Rail decision a failure of vision
The decision to nix the prospect of commuter rail for Canterbury is short-sighted and disappointing. Perhaps it can be revisited. If not, Christchurch's chances of developing as a forward-looking sustainable 21st century city are seriously compromised.
Last week the Waimakariri District and Christchurch City councils, NZ Transport Agency (NZTA), and Environment Canterbury ruled that, at $10 million, rail for North Canterbury would be too expensive.
The other reason, according to project leader Jim Harland, was that railway stations were "not well configured to be where people want to go from a working point of view."
Here's why rail would make a difference and why that decision does not stack up in the long term.
Accessibility matters. Two of the most vital aspects in the successful development of any city are affordable housing and a good transportation system. Christchurch fails on both counts.
Lack of affordable housing blights people's chances of a better future by burying them in debt, and forces them to struggle in sub-standard, unhealthy homes.
Lack of a good transportation system creates the congested roads with which Christchurch people have become only too familiar since the earthquakes. It hampers business and growth, raises stress levels, and makes the city a far less attractive place to live in or to visit. It also works out to be more expensive. Bureaucrats and politicians fail to differentiate between short-term costs and long- term investments.

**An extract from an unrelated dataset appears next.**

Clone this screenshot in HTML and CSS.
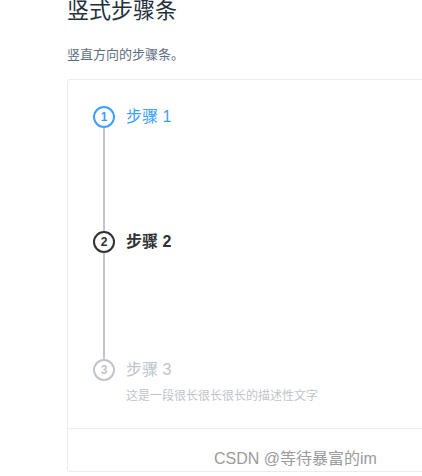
FILE: index.html
```html
<!DOCTYPE html>
<html lang="zh">
<head>
<meta charset="utf-8">
<link rel="stylesheet" href="styles.css">
</head>
<body>
<div class="page">
  <h3 class="title">竖式步骤条</h3>
  <p class="desc">竖直方向的步骤条。</p>
  <div class="demo">
    <div class="source">
      <div class="steps">
        <div class="step done s1">
          <div class="head"><span class="icon">1</span><span class="line"></span></div>
          <div class="main"><div class="step-title">步骤 1</div></div>
        </div>
        <div class="step active s2">
          <div class="head"><span class="icon">2</span><span class="line"></span></div>
          <div class="main"><div class="step-title">步骤 2</div></div>
        </div>
        <div class="step wait last">
          <div class="head"><span class="icon">3</span></div>
          <div class="main"><div class="step-title">步骤 3</div><div class="step-desc">这是一段很长很长很长的描述性文字</div></div>
        </div>
      </div>
    </div>
    <div class="control"></div>
  </div>
  <div class="watermark">CSDN @等待暴富的im</div>
</div>
</body>
</html>
```
FILE: styles.css
```css
html, body { margin: 0; padding: 0; background: #fff; overflow: hidden; }
body { font-family: "Liberation Sans", "Noto Sans CJK SC", sans-serif; }
.page { position: relative; padding-left: 67px; width: 560px; height: 476px; }
.title { margin: 0; font-size: 22px; line-height: 24px; font-weight: 400; color: #1f2f3d; margin-top: -1px; }
.desc { margin: 23px 0 0; font-size: 13px; line-height: 18px; color: #5e6d82; }
.demo { margin-top: 15px; border: 1px solid #ebebeb; border-radius: 3px; width: 520px; }
.source { padding: 26px 24px 0; height: 349px; box-sizing: border-box; border-bottom: 1px solid #eaeefb; }
.steps { display: flex; flex-direction: column; }
.step { display: flex; }
.s1 { height: 125px; }
.s2 { height: 128px; }
.head { width: 24px; display: flex; flex-direction: column; align-items: center; flex-shrink: 0; }
.icon { width: 18px; height: 18px; border: 2px solid currentColor; border-radius: 50%; display: flex; align-items: center; justify-content: center; font-size: 12px; font-weight: 700; flex-shrink: 0; }
.line { width: 2px; flex: 1; background: #c0c4cc; }
.main { padding-left: 10px; }
.step-title { font-size: 16px; line-height: 22px; }
.step-desc { font-size: 12px; line-height: 20px; margin-top: 5px; color: #c0c4cc; }
.done { color: #409eff; }
.active { color: #303133; }
.active .step-title { font-weight: 700; }
.wait { color: #c0c4cc; }
.control { height: 42px; }
.watermark { position: absolute; left: 214px; top: 446px; font-size: 16px; color: #8a8a8a; opacity: 0.85; }
```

Rail would not just be a cost. It would have huge benefits not just for today's society but for future generations, too. Rail would save money in the long term by reducing the need to spend as much money on building and maintaining roads, car parks, and parking buildings.
Rail would make it easier for people to live outside the city centre and commute. That would encourage growth in the regions, where housing can be more affordable.
Reduced congestion would make businesses more efficient and profitable. Oh, and it would also be good for the environment by reducing pollution and fossil fuel use.
Sure, rail would be expensive. What isn't? The Christchurch City Council faces a yawning chasm of debt of more than half a billion dollars - the amount it underestimated the costs of rebuilding infrastructure and new anchor projects. (No matter that you could blame the previous council for underinsuring buildings; it is the present council that cops the headaches.)
Ask yourself: Which is a better use of public money: $10 million for a rail network, or hundreds of millions of dollars each for a covered sports stadium and a convention centre?
It would not be solely up to the city council to cough up the funds; other territorial authorities, central Government, and possibly even private enterprise could chip in.
A rail link need not connect just the Waimakariri region with Christchurch; it could service points south and west as well.
The railway lines are already there. Why not use them?
Rail is just part of the mix. We also need a better bus system, better roads, and off-road cycle lanes. The same arguments to apply - expenditure on better transport is an investment in the future.
The argument that railway stations are in the wrong place is partially true. Christchurch's main railway station was located slap-bang in the middle of town. Moving the station out on a limb to Addington was ludicrous.
Why not put the main station back and build new stations? Canterbury is flat so it can't be too hard.
Other cities around the world operate successful rail systems. I have discussed some of them previously. Critics complain that Canterbury is too small and we don't have the population.
Yet, we used to have a passenger rail service, decades ago, when the city had a far smaller population.
Other cities kept their rail systems. I am just back from visiting family in Wellington. We decided to take the train from the city centre. Several lines connect the main terminal with suburbs and towns dotted through the hills, the Hutt Valley, and the Kapiti coast. It couldn't have been easier. Trains are popular, even at off- peak times. Many commuters choose to park at their home station before catching the train into town.
The new units are smooth and fast (what a shame, though, that Kiwi Rail chose to import them rather than support local workshops).
Auckland, too, now has a suburban rail network. Why not here?
Canterbury used to be able to build railway tracks and plan a bold future: to think in generations, not election cycles. Why have we lost that ability?
For voters it would be helpful if politicians and wannabe politicians could explain their views on rail, and outline their vision for transport in Christchurch and Canterbury.